The interior shot, with its diagonal structural beams framing a mountain panorama, reveals a more grounded ambition. These are spaces designed around views that will actually exist. The Trans-Ili Alatau is not a marketing fiction; it is a geological fact visible from every south-facing window. If SOM's facade engineering performs as described, the interplay between structural rhythm and mountain silhouette could produce some of the most compelling residential views in Central Asia.
Why This Project Matters
New cities are inherently risky propositions. For every Songdo or Masdar that reaches a critical mass, there are planned capitals and economic zones that stall at the infrastructure phase. Alatau's advantage is geographic: it sits on the Western Europe–Western China transport corridor, within a Special Economic Zone of nearly 100,000 hectares, and between two existing cities with established economies. SOM's complex, with large-scale excavation scheduled for May 2026 and commissioning targeted for 2029, is designed to be the anchor that proves the district's viability to subsequent investors. The selection of China State Construction Engineering Corporation for execution adds construction credibility to the architectural ambition.

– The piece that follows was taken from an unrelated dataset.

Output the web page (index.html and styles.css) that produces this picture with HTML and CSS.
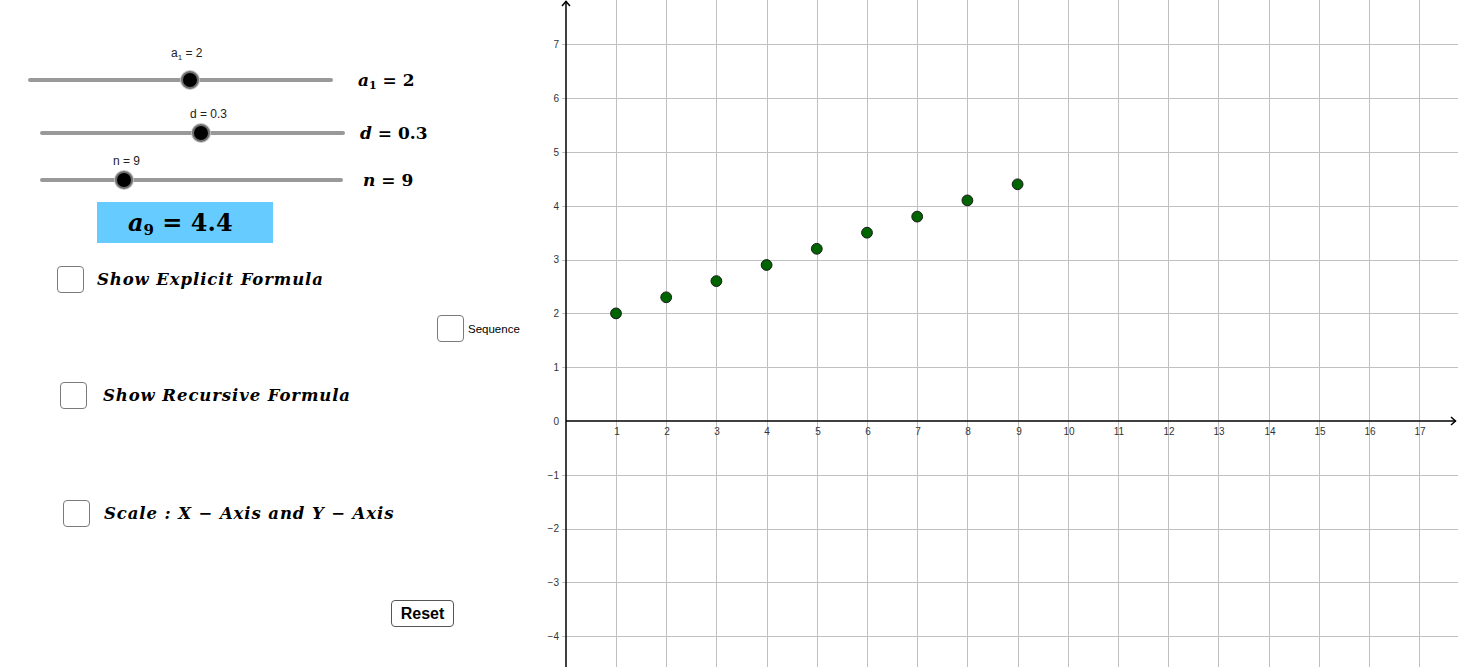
FILE: index.html
```html
<!DOCTYPE html>
<html>
<head>
<meta charset="utf-8">
<link rel="stylesheet" href="styles.css">
</head>
<body>
<div class="app">
  <div class="panel">
    <div class="row row-s1">
      <div class="slider">
        <div class="track"></div>
        <div class="knob" style="left:162px"></div>
        <div class="slabel s1lab" style="left:143px">a<sub>1</sub> = 2</div>
      </div>
      <div class="math mlab1"><i>a</i><sub>1</sub> <span class="eq">=</span> <span class="num">2</span></div>
    </div>
    <div class="row row-s2">
      <div class="slider">
        <div class="track"></div>
        <div class="knob" style="left:161px"></div>
        <div class="slabel" style="left:150px">d = 0.3</div>
      </div>
      <div class="math mlab2"><i>d</i> <span class="eq">=</span> <span class="num">0.3</span></div>
    </div>
    <div class="row row-s3">
      <div class="slider short">
        <div class="track"></div>
        <div class="knob" style="left:84px"></div>
        <div class="slabel" style="left:73px">n = 9</div>
      </div>
      <div class="math mlab3"><i>n</i> <span class="eq">=</span> <span class="num">9</span></div>
    </div>
    <div class="result"><span class="math big"><i>a</i><sub>9</sub> <span class="eq">=</span> <span class="num">4.4</span></span></div>
    <div class="cbrow cb1"><span class="box"></span><span class="math ital">Show Explicit Formula</span></div>
    <div class="cbrow cbseq"><span class="box"></span><span class="seqtext">Sequence</span></div>
    <div class="cbrow cb2"><span class="box"></span><span class="math ital">Show Recursive Formula</span></div>
    <div class="cbrow cb3"><span class="box"></span><span class="math ital">Scale : X − Axis and Y − Axis</span></div>
    <div class="btnrow"><button class="reset">Reset</button></div>
  </div>
  <svg class="graph" viewBox="535 0 923 667" width="923" height="667" xmlns="http://www.w3.org/2000/svg">
    <g class="grid" stroke="#c0c0c0" stroke-width="1" shape-rendering="crispEdges">
      <line x1="616" y1="0" x2="616" y2="667"/>
      <line x1="666" y1="0" x2="666" y2="667"/>
      <line x1="716" y1="0" x2="716" y2="667"/>
      <line x1="767" y1="0" x2="767" y2="667"/>
      <line x1="817" y1="0" x2="817" y2="667"/>
      <line x1="867" y1="0" x2="867" y2="667"/>
      <line x1="917" y1="0" x2="917" y2="667"/>
      <line x1="967" y1="0" x2="967" y2="667"/>
      <line x1="1018" y1="0" x2="1018" y2="667"/>
      <line x1="1068" y1="0" x2="1068" y2="667"/>
      <line x1="1118" y1="0" x2="1118" y2="667"/>
      <line x1="1168" y1="0" x2="1168" y2="667"/>
      <line x1="1218" y1="0" x2="1218" y2="667"/>
      <line x1="1269" y1="0" x2="1269" y2="667"/>
      <line x1="1319" y1="0" x2="1319" y2="667"/>
      <line x1="1369" y1="0" x2="1369" y2="667"/>
      <line x1="1419" y1="0" x2="1419" y2="667"/>
      <line x1="562" y1="44" x2="1458" y2="44"/>
      <line x1="562" y1="98" x2="1458" y2="98"/>
      <line x1="562" y1="152" x2="1458" y2="152"/>
      <line x1="562" y1="206" x2="1458" y2="206"/>
      <line x1="562" y1="260" x2="1458" y2="260"/>
      <line x1="562" y1="313" x2="1458" y2="313"/>
      <line x1="562" y1="367" x2="1458" y2="367"/>
      <line x1="562" y1="475" x2="1458" y2="475"/>
      <line x1="562" y1="529" x2="1458" y2="529"/>
      <line x1="562" y1="582" x2="1458" y2="582"/>
      <line x1="562" y1="636" x2="1458" y2="636"/>
    </g>
    <g class="axes" stroke="#000" stroke-width="1.5" fill="none">
      <line x1="566" y1="1" x2="566" y2="667"/>
      <polyline points="562,6 566,1.5 570,6"/>
      <line x1="566" y1="421" x2="1456" y2="421"/>
      <polyline points="1451,417 1455.5,421 1451,425"/>
    </g>
    <g class="xl" text-anchor="middle">
      <text x="617" y="435">1</text>
      <text x="667" y="435">2</text>
      <text x="717" y="435">3</text>
      <text x="767" y="435">4</text>
      <text x="818" y="435">5</text>
      <text x="868" y="435">6</text>
      <text x="918" y="435">7</text>
      <text x="968" y="435">8</text>
      <text x="1019" y="435">9</text>
      <text x="1069" y="435">10</text>
      <text x="1119" y="435">11</text>
      <text x="1169" y="435">12</text>
      <text x="1219" y="435">13</text>
      <text x="1270" y="435">14</text>
      <text x="1320" y="435">15</text>
      <text x="1370" y="435">16</text>
      <text x="1420" y="435">17</text>
    </g>
    <g class="yl" text-anchor="end">
      <text x="559" y="48">7</text>
      <text x="559" y="102">6</text>
      <text x="559" y="156">5</text>
      <text x="559" y="210">4</text>
      <text x="559" y="263">3</text>
      <text x="559" y="317">2</text>
      <text x="559" y="371">1</text>
      <text x="559" y="425">0</text>
      <text x="559" y="479">−1</text>
      <text x="559" y="532">−2</text>
      <text x="559" y="586">−3</text>
      <text x="559" y="640">−4</text>
    </g>
    <g class="pts" fill="#006400" stroke="#1a1a1a" stroke-width="1">
      <circle cx="616" cy="313.4" r="5.4"/>
      <circle cx="666.2" cy="297.3" r="5.4"/>
      <circle cx="716.4" cy="281.1" r="5.4"/>
      <circle cx="766.6" cy="265" r="5.4"/>
      <circle cx="816.8" cy="248.8" r="5.4"/>
      <circle cx="867" cy="232.7" r="5.4"/>
      <circle cx="917.2" cy="216.6" r="5.4"/>
      <circle cx="967.4" cy="200.4" r="5.4"/>
      <circle cx="1017.6" cy="184.3" r="5.4"/>
    </g>
  </svg>
</div>
</body>
</html>
```
FILE: styles.css
```css
html, body {
  margin: 0;
  padding: 0;
  background: #fff;
}
body {
  font-family: "Liberation Sans", Arial, sans-serif;
  color: #000;
}
.app {
  display: flex;
  width: 1458px;
  height: 667px;
  overflow: hidden;
}
.panel {
  width: 535px;
  flex: none;
  display: flex;
  flex-direction: column;
  align-items: flex-start;
}
.graph {
  flex: none;
  display: block;
}
.graph text {
  font-family: "Liberation Sans", Arial, sans-serif;
  font-size: 10px;
  fill: #333;
}

/* slider rows */
.row {
  display: flex;
  align-items: center;
  height: 24px;
}
.row-s1 { margin-top: 68px; margin-left: 28px; }
.row-s2 { margin-top: 29px; margin-left: 40px; }
.row-s3 { margin-top: 23px; margin-left: 40px; }
.slider {
  position: relative;
  width: 305px;
  height: 24px;
}
.slider.short { width: 303px; }
.track {
  position: absolute;
  left: 0;
  right: 0;
  top: 10px;
  height: 4px;
  border-radius: 2px;
  background: #999;
}
.knob {
  position: absolute;
  top: 3px;
  width: 14px;
  height: 14px;
  margin-left: -9px;
  border-radius: 50%;
  background: #000;
  border: 2px solid #6e6e6e;
  box-shadow: 0 0 0 1px #c4c4c4;
}
.slabel {
  position: absolute;
  top: -14px;
  font-size: 12px;
  color: #222;
  white-space: nowrap;
  line-height: 14px;
}
.s1lab { top: -22px; }
.slabel sub { font-size: 8px; vertical-align: -3px; line-height: 0; }

.math {
  font-family: "DejaVu Serif", "Liberation Serif", serif;
  font-weight: bold;
  font-size: 17px;
  white-space: nowrap;
}
.math i { font-style: italic; }
.math sub { font-size: 11px; vertical-align: -3px; line-height: 0; font-weight: bold; }
.math .num, .math .eq { font-style: normal; }
.mlab1 { margin-left: 25px; }
.mlab2 { margin-left: 15px; }
.mlab3 { margin-left: 20px; }

.result {
  margin-top: 10px;
  margin-left: 97px;
  width: 176px;
  height: 41px;
  background: #66ccff;
  display: flex;
  align-items: center;
  box-sizing: border-box;
  padding-left: 31px;
}
.math.big { font-size: 24px; }
.math.big sub { font-size: 15px; vertical-align: -4px; }

/* checkboxes */
.cbrow {
  display: flex;
  align-items: center;
}
.box {
  display: block;
  width: 25px;
  height: 25px;
  border: 1px solid #7a7a7a;
  border-radius: 4px;
  background: #fff;
  flex: none;
}
.ital { font-style: italic; font-size: 16.5px; letter-spacing: 0.9px; }
.cb1 { margin-top: 23px; margin-left: 57px; gap: 13px; }
.cbseq { margin-top: 22px; margin-left: 437px; gap: 4px; }
.cb2 { margin-top: 40px; margin-left: 60px; gap: 16px; }
.cb3 { margin-top: 91px; margin-left: 63px; gap: 14px; }
.seqtext {
  font-size: 11.5px;
  color: #000;
}

.btnrow {
  margin-top: 73px;
  margin-left: 391px;
}
.reset {
  width: 63px;
  height: 27px;
  padding: 0;
  border: 1px solid #555;
  border-radius: 4px;
  background: #fff;
  font-family: "Liberation Sans", Arial, sans-serif;
  font-weight: bold;
  font-size: 16px;
  color: #000;
}
```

What elevates the project beyond developer-grade supertall design is the honest integration of constraints. The seismic engineering is not an afterthought bolted to a form; it shapes the form. The mountain metaphor is not arbitrary; the mountains are right there, close enough to frame through structural members. And the podium's public generosity, its terraces and courtyards and reflecting pools, suggests SOM understands that a landmark tower without a livable base is just a billboard. If Alatau becomes a city, this complex will be the reason people believed it could.
Alatau Iconic Complex, designed by SOM, Alatau City, Kazakhstan. Total area: 276,800 square metres. Primary tower: 272 metres, 56 floors. Expected completion: 2029.